Bagaimana Cara Menyikapi Perbedaan Pendapat dalam Islam?
Tanggal: 26 Jan 2025 11:00 wib.
Tampang.com | Perbedaan pendapat adalah hal yang wajar terjadi dalam kehidupan manusia, termasuk dalam konteks beragama. Dalam Islam, perbedaan pendapat telah ada sejak zaman Nabi Muhammad SAW dan para sahabat. Hal ini menunjukkan bahwa perbedaan bukanlah sesuatu yang harus dihindari, melainkan perlu disikapi dengan bijak. Lalu, bagaimana cara menyikapi perbedaan pendapat dalam Islam dengan sikap yang tepat?
Pertama, kita perlu memahami bahwa perbedaan pendapat dalam Islam sering kali terjadi karena perbedaan interpretasi terhadap teks Al-Qur'an dan Hadis. Para ulama memiliki metode dan pendekatan yang berbeda dalam memahami kedua sumber utama ajaran Islam tersebut. Misalnya, ada yang menggunakan pendekatan tekstual, sementara yang lain lebih mengedepankan konteks dan maqashid syariah (tujuan syariat). Perbedaan ini sebenarnya menunjukkan kekayaan khazanah keilmuan Islam, bukan sebagai sumber perpecahan.
Kedua, Islam mengajarkan sikap toleransi dan saling menghargai dalam menghadapi perbedaan pendapat. Rasulullah SAW pernah bersabda, "Perbedaan pendapat di antara umatku adalah rahmat." Hal ini menunjukkan bahwa perbedaan tidak selalu negatif, melainkan bisa menjadi sarana untuk saling belajar dan memperkaya pemahaman. Oleh karena itu, kita perlu menghindari sikap merasa paling benar sendiri dan merendahkan pendapat orang lain.
Ketiga, dalam menyikapi perbedaan pendapat, penting untuk menjaga adab dan akhlak. Islam sangat menekankan pentingnya berbicara dengan sopan dan menghindari kata-kata kasar atau menghina. Allah SWT berfirman dalam Al-Qur'an, "Serulah (manusia) kepada jalan Tuhanmu dengan hikmah dan pelajaran yang baik, dan bantahlah mereka dengan cara yang baik." (QS. An-Nahl: 125). Ayat ini mengajarkan bahwa meskipun kita berbeda pendapat, kita tetap harus menjaga etika dalam berdiskusi.

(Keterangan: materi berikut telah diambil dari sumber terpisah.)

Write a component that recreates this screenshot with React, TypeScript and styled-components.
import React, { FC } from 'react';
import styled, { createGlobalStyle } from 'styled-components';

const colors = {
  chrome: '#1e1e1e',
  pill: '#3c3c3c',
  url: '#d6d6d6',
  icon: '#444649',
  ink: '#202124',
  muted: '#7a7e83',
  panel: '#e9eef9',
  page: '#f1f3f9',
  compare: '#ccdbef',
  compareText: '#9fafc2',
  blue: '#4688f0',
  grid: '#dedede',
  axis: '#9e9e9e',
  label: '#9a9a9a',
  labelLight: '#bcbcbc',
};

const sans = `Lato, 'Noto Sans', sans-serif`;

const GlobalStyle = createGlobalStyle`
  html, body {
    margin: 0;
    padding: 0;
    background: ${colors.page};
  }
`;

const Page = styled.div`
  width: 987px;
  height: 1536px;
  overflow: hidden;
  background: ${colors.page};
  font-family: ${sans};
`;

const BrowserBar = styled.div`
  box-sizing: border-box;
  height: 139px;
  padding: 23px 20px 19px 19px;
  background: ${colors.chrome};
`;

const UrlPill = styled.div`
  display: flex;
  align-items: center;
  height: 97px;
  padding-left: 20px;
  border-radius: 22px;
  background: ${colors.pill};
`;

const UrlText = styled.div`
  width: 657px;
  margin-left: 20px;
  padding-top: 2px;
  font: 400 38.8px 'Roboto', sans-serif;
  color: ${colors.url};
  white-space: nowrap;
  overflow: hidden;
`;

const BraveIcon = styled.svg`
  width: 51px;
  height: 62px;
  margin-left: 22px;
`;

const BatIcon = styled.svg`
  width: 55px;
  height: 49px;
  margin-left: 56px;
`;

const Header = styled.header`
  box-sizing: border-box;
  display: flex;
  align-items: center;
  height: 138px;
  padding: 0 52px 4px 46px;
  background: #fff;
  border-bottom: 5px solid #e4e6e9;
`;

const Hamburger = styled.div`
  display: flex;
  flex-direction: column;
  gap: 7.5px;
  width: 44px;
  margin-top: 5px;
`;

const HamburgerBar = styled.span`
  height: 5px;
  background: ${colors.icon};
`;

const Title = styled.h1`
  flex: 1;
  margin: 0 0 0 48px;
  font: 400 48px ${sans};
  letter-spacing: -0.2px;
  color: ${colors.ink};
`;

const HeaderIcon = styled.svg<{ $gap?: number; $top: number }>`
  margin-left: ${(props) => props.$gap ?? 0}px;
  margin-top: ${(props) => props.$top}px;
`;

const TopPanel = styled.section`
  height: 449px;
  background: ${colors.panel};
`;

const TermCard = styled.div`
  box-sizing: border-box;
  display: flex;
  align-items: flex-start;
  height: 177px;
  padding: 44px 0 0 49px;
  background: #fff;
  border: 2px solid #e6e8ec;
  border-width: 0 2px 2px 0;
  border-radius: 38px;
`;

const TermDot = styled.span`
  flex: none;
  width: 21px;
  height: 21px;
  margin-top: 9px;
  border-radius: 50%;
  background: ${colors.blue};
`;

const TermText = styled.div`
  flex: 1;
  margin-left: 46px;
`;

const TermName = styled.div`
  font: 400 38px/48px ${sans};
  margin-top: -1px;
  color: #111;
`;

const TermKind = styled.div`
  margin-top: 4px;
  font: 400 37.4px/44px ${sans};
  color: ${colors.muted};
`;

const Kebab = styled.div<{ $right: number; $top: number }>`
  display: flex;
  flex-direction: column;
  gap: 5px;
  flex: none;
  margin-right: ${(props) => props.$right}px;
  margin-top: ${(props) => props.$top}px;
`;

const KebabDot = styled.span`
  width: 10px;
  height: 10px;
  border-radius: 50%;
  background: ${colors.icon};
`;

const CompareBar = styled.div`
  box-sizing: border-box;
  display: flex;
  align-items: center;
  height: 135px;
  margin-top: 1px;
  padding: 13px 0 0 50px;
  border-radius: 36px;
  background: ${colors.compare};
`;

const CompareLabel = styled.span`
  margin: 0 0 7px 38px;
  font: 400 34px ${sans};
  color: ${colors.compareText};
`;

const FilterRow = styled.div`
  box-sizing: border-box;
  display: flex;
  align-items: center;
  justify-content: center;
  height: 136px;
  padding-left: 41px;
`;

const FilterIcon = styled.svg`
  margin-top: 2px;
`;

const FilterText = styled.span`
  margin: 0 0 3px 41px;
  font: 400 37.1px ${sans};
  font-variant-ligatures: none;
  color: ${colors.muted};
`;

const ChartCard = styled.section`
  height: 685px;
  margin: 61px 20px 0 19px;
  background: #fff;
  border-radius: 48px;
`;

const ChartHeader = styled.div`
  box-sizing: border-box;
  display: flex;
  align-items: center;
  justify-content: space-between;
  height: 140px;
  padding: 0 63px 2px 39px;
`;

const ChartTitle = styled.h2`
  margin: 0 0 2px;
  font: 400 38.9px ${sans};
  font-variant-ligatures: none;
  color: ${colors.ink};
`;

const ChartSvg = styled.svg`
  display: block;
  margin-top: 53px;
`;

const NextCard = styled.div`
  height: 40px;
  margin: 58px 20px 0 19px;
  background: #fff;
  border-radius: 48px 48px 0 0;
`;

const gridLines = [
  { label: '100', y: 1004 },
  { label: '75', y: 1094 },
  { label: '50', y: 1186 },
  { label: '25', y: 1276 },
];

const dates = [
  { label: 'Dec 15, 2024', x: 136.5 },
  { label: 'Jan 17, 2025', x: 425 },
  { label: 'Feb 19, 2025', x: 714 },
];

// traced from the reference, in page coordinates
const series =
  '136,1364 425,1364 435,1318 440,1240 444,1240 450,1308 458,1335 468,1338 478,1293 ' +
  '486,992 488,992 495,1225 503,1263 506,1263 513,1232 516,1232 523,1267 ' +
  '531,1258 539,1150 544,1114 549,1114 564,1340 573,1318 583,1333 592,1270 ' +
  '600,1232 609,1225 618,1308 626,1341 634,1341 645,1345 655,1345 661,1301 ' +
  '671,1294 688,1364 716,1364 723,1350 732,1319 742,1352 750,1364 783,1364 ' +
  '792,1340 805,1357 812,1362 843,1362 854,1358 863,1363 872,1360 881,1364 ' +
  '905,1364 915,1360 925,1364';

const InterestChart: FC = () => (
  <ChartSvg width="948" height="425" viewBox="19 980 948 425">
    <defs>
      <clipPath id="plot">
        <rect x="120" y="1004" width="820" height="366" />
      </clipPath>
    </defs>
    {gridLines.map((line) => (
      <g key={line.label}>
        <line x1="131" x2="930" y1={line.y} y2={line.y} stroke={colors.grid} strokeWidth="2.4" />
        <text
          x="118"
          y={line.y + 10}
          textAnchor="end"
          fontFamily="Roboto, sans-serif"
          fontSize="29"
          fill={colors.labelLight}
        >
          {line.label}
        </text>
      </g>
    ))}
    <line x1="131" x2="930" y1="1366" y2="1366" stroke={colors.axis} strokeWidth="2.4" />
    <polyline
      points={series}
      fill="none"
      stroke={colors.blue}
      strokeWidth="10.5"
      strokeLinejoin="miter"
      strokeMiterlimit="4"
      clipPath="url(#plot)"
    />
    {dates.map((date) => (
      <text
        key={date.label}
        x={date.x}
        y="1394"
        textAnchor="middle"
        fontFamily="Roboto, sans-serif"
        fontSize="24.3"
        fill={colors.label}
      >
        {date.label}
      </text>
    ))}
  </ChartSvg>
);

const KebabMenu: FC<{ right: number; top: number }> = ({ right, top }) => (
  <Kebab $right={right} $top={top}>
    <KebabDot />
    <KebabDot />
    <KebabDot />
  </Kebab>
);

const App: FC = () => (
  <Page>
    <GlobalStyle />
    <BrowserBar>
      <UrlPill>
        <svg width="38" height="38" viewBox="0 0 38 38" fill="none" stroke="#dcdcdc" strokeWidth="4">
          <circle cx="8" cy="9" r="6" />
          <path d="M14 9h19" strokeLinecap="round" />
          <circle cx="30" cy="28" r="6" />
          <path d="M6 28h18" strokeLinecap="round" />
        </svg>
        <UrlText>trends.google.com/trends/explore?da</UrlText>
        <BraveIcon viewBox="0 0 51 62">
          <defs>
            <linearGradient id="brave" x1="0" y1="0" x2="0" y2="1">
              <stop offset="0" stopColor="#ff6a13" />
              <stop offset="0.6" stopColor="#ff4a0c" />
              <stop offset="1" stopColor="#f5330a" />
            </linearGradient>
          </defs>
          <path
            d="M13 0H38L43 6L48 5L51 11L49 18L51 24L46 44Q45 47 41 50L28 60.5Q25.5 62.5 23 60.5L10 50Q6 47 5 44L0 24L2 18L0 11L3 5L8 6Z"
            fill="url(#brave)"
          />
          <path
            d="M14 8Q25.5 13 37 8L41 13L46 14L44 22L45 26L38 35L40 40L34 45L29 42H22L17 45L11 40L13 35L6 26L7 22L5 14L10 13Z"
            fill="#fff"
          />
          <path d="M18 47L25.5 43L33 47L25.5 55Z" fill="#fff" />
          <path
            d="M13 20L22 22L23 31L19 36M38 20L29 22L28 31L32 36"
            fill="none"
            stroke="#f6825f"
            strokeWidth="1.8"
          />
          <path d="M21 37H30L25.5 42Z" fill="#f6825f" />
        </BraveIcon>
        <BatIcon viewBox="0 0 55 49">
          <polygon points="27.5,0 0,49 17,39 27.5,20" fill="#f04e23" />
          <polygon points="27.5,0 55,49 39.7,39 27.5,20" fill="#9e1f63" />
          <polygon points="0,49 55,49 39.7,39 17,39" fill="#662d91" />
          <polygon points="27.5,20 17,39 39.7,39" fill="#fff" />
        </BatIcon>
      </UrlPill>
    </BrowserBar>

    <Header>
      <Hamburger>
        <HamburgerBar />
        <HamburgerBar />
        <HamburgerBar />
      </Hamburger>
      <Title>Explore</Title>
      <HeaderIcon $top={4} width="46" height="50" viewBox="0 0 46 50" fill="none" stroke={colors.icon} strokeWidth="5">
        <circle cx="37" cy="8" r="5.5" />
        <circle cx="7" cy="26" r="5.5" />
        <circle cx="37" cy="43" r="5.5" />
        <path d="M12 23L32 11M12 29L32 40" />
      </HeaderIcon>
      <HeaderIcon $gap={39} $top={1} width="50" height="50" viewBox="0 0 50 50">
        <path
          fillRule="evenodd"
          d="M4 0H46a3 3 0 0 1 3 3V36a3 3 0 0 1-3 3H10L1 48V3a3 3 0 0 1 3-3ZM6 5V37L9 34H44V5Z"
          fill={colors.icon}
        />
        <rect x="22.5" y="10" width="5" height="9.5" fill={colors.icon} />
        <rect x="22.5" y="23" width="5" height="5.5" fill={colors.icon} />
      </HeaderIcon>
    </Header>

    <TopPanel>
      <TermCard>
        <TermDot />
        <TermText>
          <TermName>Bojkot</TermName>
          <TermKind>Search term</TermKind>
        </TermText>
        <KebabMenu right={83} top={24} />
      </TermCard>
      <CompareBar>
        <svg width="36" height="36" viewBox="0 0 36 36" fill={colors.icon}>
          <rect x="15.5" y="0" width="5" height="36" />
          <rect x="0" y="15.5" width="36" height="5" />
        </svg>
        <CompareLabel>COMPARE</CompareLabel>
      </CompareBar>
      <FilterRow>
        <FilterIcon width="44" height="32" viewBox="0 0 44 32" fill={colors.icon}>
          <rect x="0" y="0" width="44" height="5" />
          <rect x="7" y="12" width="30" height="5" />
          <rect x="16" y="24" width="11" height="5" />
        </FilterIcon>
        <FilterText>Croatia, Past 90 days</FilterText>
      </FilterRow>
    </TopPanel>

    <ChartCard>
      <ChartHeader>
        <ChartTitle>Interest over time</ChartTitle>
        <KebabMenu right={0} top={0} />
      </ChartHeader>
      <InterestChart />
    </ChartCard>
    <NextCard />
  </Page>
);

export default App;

Keempat, kita perlu memilih topik yang tepat untuk didiskusikan. Tidak semua perbedaan pendapat perlu diperdebatkan. Ada hal-hal yang bersifat prinsip (ushul) dan ada yang bersifat cabang (furu'). Dalam hal prinsip, seperti keesaan Allah, kenabian Muhammad SAW, dan kewajiban shalat, umat Islam harus bersatu. Sementara dalam hal cabang, seperti tata cara shalat atau penentuan awal bulan Ramadhan, perbedaan pendapat bisa ditoleransi selama masih dalam koridor syariat.
Kelima, penting untuk selalu mengedepankan ukhuwah Islamiyah (persaudaraan sesama Muslim). Perbedaan pendapat tidak boleh merusak hubungan persaudaraan. Rasulullah SAW mengingatkan, "Janganlah kalian saling membenci, saling mendengki, dan saling membelakangi. Jadilah kalian hamba-hamba Allah yang bersaudara." Hal ini menunjukkan bahwa persatuan dan persaudaraan lebih penting daripada memenangkan perdebatan.

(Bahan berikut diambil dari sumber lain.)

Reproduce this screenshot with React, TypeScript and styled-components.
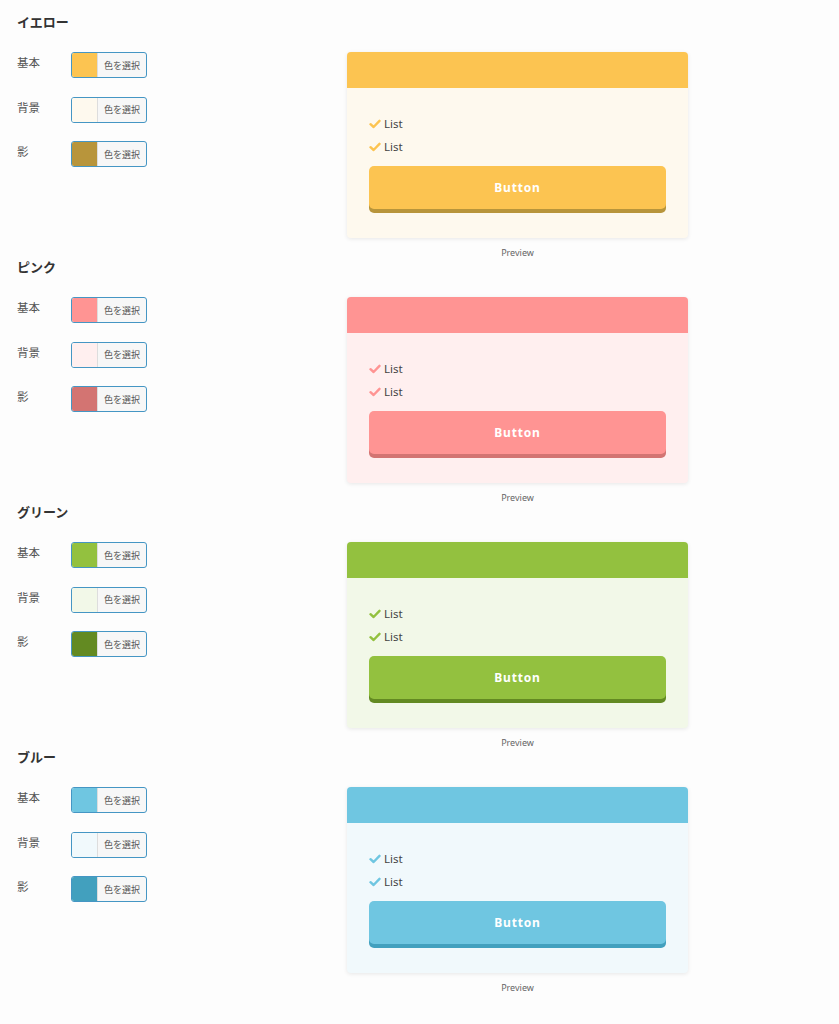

Terakhir, kita perlu menyadari bahwa kebenaran mutlak hanya milik Allah SWT. Manusia, dengan segala keterbatasannya, tidak mungkin mengetahui segala sesuatu dengan sempurna. Oleh karena itu, kita harus selalu rendah hati dan terbuka untuk menerima masukan atau koreksi dari orang lain. Sikap ini akan membantu kita menghadapi perbedaan pendapat dengan lebih bijaksana.
Dalam sejarah Islam, para ulama sering kali berbeda pendapat, namun mereka tetap saling menghormati. Misalnya, Imam Malik dan Imam Abu Hanifah memiliki pandangan yang berbeda dalam beberapa masalah fiqih, namun mereka tetap saling menghargai dan tidak saling mencela. Contoh ini menunjukkan bahwa perbedaan pendapat bisa disikapi dengan sikap yang positif dan konstruktif.
Dengan memahami dan menerapkan prinsip-prinsip di atas, kita bisa menyikapi perbedaan pendapat dalam Islam dengan cara yang lebih baik. Perbedaan bukanlah musuh, melainkan bagian dari dinamika kehidupan yang bisa menjadi sarana untuk saling belajar dan memperkuat ukhuwah Islamiyah.